Antarctic Drilling Program (ANDRILL)

 

Date of this Version

2007

Comments

Published in Terra Antartica, 2007, 14(3), 121-130. © Terra Antartica Publication 2007

Abstract

The aim of the McMurdo Ice Shelf (MIS) Project was to obtain a continuous sediment core through approximately ~1 200 metres (m) of Neogene (~0-10 Ma) glacimarine, terrigenous, volcanic, and biogenic sediment that has accumulated in the Windless Bight region of the McMurdo Ice Shelf (Fig. 1). The present-day MIS forms the northwest part of Ross Ice Shelf where it has been pinned by Ross Island for the last ~10 k.y., and is nourished by ice sourced from East Antarctic Ice Sheet (EAIS) outlet glaciers in the southern Transantarctic Mountains (TAM). The drill site was situated above a flexural moat basin adjacent to Ross Island that formed in response to Quaternary volcanic loading of the crust by Ross Island, superimposed on more regional subsidence associated with Neogene extension of the Terror Rift (Horgan et al. 2005; Naish et al. 2006; Fig. 2).
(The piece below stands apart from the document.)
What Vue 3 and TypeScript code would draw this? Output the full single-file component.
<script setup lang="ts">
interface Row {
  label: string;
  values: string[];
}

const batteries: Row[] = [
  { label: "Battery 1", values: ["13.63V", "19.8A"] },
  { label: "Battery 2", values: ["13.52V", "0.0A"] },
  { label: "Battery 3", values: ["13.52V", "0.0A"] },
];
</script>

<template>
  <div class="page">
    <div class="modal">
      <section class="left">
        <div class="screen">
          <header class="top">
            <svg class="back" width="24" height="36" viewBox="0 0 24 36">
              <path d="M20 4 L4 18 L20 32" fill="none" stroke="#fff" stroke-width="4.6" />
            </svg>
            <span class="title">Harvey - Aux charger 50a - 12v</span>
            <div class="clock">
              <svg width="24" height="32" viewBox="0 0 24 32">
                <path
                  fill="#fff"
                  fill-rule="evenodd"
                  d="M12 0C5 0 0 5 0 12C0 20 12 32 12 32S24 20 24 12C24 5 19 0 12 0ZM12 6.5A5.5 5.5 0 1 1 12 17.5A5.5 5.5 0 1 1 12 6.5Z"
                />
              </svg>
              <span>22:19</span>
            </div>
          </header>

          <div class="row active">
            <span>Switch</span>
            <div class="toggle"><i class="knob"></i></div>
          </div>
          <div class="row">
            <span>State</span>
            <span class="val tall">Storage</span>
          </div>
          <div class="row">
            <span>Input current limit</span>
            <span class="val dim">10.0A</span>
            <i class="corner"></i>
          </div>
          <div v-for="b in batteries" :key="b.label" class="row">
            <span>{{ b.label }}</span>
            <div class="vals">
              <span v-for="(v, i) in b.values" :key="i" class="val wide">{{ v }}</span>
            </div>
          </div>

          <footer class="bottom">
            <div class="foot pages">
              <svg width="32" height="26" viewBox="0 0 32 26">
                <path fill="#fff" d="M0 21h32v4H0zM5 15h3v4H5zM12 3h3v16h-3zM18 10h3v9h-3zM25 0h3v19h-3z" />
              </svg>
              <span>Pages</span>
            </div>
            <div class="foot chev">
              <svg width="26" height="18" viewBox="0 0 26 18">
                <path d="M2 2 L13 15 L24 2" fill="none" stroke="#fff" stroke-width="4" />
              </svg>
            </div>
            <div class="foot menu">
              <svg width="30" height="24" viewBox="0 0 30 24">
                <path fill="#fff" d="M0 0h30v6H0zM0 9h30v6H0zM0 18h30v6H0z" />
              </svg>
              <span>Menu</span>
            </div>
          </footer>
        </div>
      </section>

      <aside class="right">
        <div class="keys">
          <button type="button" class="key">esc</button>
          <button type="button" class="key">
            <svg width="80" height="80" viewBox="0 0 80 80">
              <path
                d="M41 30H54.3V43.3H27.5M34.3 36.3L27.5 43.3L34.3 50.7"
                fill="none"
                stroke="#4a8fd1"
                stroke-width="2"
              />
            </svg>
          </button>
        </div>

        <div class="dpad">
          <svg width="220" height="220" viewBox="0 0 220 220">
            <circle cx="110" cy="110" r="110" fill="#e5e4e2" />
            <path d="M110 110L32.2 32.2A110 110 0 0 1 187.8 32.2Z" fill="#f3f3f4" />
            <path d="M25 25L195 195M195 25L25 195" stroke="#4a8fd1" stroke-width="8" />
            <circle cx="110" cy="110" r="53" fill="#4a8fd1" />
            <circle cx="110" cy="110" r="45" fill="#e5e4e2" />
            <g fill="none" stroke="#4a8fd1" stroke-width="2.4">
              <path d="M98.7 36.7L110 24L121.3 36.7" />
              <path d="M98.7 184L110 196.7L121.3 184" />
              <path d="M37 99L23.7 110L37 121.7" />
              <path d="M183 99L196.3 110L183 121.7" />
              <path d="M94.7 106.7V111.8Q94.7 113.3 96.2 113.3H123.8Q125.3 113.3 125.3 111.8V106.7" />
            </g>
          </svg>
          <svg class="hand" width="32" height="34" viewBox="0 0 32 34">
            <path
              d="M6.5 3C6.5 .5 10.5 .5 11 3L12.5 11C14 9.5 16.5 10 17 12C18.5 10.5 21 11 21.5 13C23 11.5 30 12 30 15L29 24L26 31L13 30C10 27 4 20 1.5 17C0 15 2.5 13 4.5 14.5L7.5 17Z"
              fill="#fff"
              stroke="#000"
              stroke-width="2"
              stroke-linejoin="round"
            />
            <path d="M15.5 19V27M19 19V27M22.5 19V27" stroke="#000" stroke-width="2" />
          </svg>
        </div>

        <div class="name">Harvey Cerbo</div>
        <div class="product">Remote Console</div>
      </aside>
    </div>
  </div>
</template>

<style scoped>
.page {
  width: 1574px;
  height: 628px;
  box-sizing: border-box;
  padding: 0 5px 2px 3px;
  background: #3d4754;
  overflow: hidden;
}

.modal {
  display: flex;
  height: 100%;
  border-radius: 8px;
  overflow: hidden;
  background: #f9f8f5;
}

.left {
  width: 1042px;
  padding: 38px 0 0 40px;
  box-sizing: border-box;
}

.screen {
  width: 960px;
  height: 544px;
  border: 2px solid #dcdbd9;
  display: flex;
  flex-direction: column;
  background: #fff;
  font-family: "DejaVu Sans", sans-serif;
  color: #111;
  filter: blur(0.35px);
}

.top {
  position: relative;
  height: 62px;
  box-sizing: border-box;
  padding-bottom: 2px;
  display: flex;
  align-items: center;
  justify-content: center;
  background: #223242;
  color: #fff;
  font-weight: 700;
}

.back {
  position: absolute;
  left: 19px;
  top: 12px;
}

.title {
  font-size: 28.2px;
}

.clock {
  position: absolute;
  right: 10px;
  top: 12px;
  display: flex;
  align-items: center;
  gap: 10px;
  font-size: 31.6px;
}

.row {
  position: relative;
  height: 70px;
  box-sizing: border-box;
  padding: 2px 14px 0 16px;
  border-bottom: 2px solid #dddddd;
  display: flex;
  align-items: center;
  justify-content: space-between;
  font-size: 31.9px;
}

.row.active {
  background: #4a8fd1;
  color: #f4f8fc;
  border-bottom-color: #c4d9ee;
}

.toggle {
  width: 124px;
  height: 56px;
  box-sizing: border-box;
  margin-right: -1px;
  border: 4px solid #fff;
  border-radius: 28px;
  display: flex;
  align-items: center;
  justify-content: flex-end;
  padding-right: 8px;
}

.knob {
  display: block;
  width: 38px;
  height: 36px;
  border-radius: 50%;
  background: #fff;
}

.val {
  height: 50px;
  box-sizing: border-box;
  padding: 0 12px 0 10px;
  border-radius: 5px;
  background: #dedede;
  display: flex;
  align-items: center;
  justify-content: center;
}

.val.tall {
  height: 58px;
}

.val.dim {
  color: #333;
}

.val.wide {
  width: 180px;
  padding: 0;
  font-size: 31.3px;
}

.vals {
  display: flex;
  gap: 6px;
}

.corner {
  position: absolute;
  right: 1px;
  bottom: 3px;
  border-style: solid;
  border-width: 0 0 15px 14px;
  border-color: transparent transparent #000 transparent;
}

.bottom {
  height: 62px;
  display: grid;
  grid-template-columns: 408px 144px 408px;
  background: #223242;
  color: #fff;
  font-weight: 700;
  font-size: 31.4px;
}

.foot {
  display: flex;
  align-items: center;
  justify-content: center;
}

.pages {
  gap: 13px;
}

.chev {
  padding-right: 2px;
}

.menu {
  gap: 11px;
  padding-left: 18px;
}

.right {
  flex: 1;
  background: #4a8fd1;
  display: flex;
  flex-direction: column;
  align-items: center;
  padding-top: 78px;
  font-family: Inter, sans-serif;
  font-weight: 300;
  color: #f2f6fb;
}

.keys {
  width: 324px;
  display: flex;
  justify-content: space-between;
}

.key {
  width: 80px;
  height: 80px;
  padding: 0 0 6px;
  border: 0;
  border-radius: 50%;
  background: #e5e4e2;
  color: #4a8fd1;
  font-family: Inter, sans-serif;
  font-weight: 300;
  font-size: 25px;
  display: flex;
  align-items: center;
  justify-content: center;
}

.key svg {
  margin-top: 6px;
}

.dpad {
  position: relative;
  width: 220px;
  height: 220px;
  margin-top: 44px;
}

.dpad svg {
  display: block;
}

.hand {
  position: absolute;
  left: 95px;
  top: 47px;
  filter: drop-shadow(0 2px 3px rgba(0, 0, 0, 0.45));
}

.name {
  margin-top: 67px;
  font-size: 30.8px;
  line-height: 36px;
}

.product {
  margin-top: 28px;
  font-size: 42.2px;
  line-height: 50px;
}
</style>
Between 29 October and 26 December 2006 a single 1 285 m-deep, drill core (AND-1B) was recovered from the bathymetric and depocentral axis of the moat in 943 m of water from an ice- shelf platform. The drilling technology employed a sea-riser system in a similar fashion to the Cape Roberts Project (CRP), as well as a combination of soft sediment coring (in upper soft sediments) and continuous wireline diamond-bit coring. Innovative new technology, in the form of a hot-water drill and over-reamer, was used to make an access hole through 85 m of ice and to keep the riser free during drilling operations.

The MIS Project has two key scientific objectives:

• Provide new knowledge on the Late Neogene behaviour and variability of the Ross Ice Shelf/Ice Sheet (RIS) and the West Antarctic Ice Sheet (WAIS), and their influence on global climate, sea level, and ocean circulation.
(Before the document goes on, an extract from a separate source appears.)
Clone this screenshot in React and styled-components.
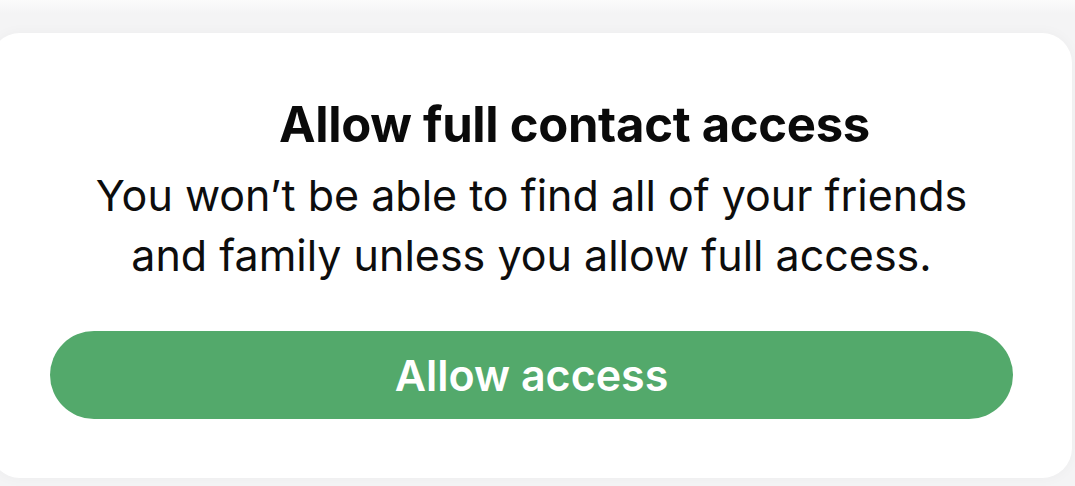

• Provide new knowledge on the Neogene tectonic evolution of the West Antarctic Rift System (WAR), Transantarctic Mountains (TAM), and associated volcanism.

A key outcome of the project will be to provide age control for, and determine the environmental significance of, seismic reflectors that have been mapped regionally within the Victoria Land Basin (VLB) (Henrys et al. this volume; Fielding et al. in press; Wilson et al. in press) in order to assess the regional impact of global climatic and local tectonic events. A second key outcome of the project will be to use palaeoclimatic proxies and boundary conditions to help constrain numerical global climate and dynamical ice sheet models. The specific climatic, environmental, and tectonic aims and objectives of the MIS Project are outlined in the Scientific Logistics Implementation Plan for the ANDRILL McMurdo Ice Shelf Project (SLIP; Naish et al. 2006).
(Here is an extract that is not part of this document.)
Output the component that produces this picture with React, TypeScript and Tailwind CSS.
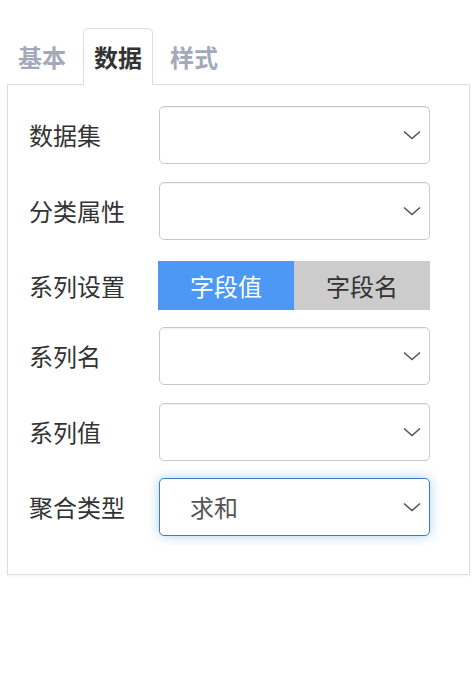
import { useState } from 'react'

const font = { fontFamily: '"Noto Sans CJK SC", "Noto Sans", sans-serif' }

function Chevron() {
  return (
    <svg width="18" height="10" viewBox="0 0 18 10" fill="none" className="shrink-0">
      <path d="M1 1.5 L9 8.5 L17 1.5" stroke="#555" strokeWidth="1.6" />
    </svg>
  )
}

function Select({ value, focused }: { value?: string; focused?: boolean }) {
  return (
    <div
      className={`w-[271px] h-[58px] rounded-[5px] bg-white flex items-center justify-between pl-[30px] pr-[8px] border-[1.5px] ${
        focused
          ? 'border-[#3f7cbd] shadow-[0_0_12px_rgba(102,175,233,0.55)]'
          : 'border-[#c9c9c9] shadow-[inset_0_1px_1px_rgba(0,0,0,0.06)]'
      }`}
    >
      <span className="text-[24px] text-[#555] leading-none">{value}</span>
      <Chevron />
    </div>
  )
}

export default function App() {
  const [tab, setTab] = useState('数据')
  const [mode, setMode] = useState('字段值')

  const Row = ({ label, children, className }: { label: string; children: React.ReactNode; className?: string }) => (
    <div className={`flex items-center ${className ?? ''}`}>
      <div className="w-[130px] text-[24px] text-[#333] leading-none">{label}</div>
      {children}
    </div>
  )

  return (
    <div className="w-[474px] h-[683px] bg-white pt-[28px]" style={font}>
      {/* Tabs */}
      <div className="flex gap-[6px] pl-[7px] h-[57px] relative z-10">
        {['基本', '数据', '样式'].map((t) => {
          const active = t === tab
          return (
            <button
              key={t}
              onClick={() => setTab(t)}
              className={`w-[70px] h-[57px] flex items-center justify-center text-[24px] font-bold rounded-t-[5px] border ${
                active
                  ? 'border-[#dcdcdc] border-b-white bg-white text-[#333]'
                  : 'border-transparent text-[#a3a9b8]'
              }`}
            >
              {t}
            </button>
          )
        })}
      </div>

      {/* Panel */}
      <div className="ml-[7px] w-[463px] h-[491px] -mt-px border border-[#dedede] shadow-[0_1px_2px_rgba(0,0,0,0.05)] pl-[21px] pt-[21px]">
        <Row label="数据集">
          <Select />
        </Row>
        <Row label="分类属性" className="mt-[18px]">
          <Select />
        </Row>
        <Row label="系列设置" className="mt-[21px]">
          <div className="flex w-[272px] h-[49px] -ml-px">
            {['字段值', '字段名'].map((m) => (
              <button
                key={m}
                onClick={() => setMode(m)}
                className={`flex-1 flex items-center justify-center text-[24px] leading-none ${
                  mode === m ? 'bg-[#4d98f4] text-white' : 'bg-[#cccccc] text-[#333]'
                }`}
              >
                {m}
              </button>
            ))}
          </div>
        </Row>
        <Row label="系列名" className="mt-[17px]">
          <Select />
        </Row>
        <Row label="系列值" className="mt-[18px]">
          <Select />
        </Row>
        <Row label="聚合类型" className="mt-[17px]">
          <Select value="求和" focused />
        </Row>
      </div>
    </div>
  )
}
This volume presents the initial science results of the AND-1B drill-hole and drill core, and associated short soft-sediment cores recovered as part of the MIS Project. The first iteration of this volume was compiled on ice as part of the Web-based MIS Project On-Ice Report. It has subsequently been expanded to include the results of continuing multidisciplinary core-characterisation activities conducted off–ice, prior to a core workshop held at Florida State University, Antarctic Marine Geology Research Facility, 1-4 May 2006. In this section we provide contextual background on the geological and environmental setting, site surveys, and stratigraphic prognosis prior to drilling. This is followed in Falconer et al. (this volume) by an operational overview of the environmental conditions that affected drilling, the drilling operation itself, the curation and management of the core and the science operations both at the drill site and at Crary Laboratory. The rest of the volume provides the initial scientific characterisation of the drill core set out under major discipline areas. Finally, we offer some initial syntheses and areas of further investigation.